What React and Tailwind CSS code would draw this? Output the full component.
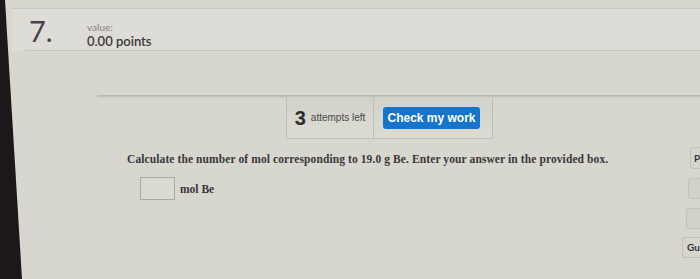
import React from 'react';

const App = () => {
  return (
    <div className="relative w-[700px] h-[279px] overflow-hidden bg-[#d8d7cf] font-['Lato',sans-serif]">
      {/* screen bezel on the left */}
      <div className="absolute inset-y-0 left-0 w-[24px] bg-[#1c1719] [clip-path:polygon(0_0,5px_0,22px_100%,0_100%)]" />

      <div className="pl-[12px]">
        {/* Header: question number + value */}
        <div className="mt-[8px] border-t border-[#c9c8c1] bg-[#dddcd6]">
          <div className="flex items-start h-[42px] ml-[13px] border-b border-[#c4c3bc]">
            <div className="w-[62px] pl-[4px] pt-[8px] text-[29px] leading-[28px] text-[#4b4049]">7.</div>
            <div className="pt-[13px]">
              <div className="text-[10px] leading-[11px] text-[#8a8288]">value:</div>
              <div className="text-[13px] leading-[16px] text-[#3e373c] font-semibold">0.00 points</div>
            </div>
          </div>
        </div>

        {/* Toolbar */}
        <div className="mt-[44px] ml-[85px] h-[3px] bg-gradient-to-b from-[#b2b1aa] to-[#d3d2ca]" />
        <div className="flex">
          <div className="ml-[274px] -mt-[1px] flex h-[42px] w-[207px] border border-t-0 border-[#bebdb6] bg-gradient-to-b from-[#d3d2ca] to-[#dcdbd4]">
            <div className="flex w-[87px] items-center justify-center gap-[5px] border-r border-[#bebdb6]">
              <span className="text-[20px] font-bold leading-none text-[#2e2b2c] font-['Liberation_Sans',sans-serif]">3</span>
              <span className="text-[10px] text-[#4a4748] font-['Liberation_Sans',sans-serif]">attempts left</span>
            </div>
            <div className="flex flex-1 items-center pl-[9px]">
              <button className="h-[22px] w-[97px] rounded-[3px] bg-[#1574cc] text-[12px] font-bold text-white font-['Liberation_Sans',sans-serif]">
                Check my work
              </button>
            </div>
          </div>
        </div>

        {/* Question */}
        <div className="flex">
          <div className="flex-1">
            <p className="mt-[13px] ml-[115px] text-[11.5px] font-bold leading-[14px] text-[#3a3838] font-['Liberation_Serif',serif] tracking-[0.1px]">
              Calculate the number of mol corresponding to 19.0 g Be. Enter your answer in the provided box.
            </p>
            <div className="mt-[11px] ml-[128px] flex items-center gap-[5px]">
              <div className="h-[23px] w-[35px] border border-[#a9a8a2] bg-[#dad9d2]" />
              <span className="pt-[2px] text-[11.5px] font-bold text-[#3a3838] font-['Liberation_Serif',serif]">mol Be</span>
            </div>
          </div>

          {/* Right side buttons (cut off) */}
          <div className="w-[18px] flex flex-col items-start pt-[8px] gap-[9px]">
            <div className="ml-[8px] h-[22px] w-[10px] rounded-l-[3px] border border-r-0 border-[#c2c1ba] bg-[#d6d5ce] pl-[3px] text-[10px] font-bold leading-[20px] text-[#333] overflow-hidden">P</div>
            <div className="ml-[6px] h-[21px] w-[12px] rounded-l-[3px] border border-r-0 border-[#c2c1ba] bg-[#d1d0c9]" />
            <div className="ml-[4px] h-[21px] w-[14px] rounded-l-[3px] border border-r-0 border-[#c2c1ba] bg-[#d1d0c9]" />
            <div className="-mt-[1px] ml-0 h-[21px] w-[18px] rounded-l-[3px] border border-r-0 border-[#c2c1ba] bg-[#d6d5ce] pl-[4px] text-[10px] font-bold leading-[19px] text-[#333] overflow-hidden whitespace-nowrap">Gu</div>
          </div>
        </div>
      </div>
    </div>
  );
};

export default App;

###

Please quote the lines of the material, beginning with the first and ending with the one that contains "inset-y-0 left-0 w-[24px]", exactly as written and without any pictures.

Result
What React and Tailwind CSS code would draw this? Output the full component.
import React from 'react';

const App = () => {
  return (
    <div className="relative w-[700px] h-[279px] overflow-hidden bg-[#d8d7cf] font-['Lato',sans-serif]">
      {/* screen bezel on the left */}
      <div className="absolute inset-y-0 left-0 w-[24px] bg-[#1c1719] [clip-path:polygon(0_0,5px_0,22px_100%,0_100%)]" />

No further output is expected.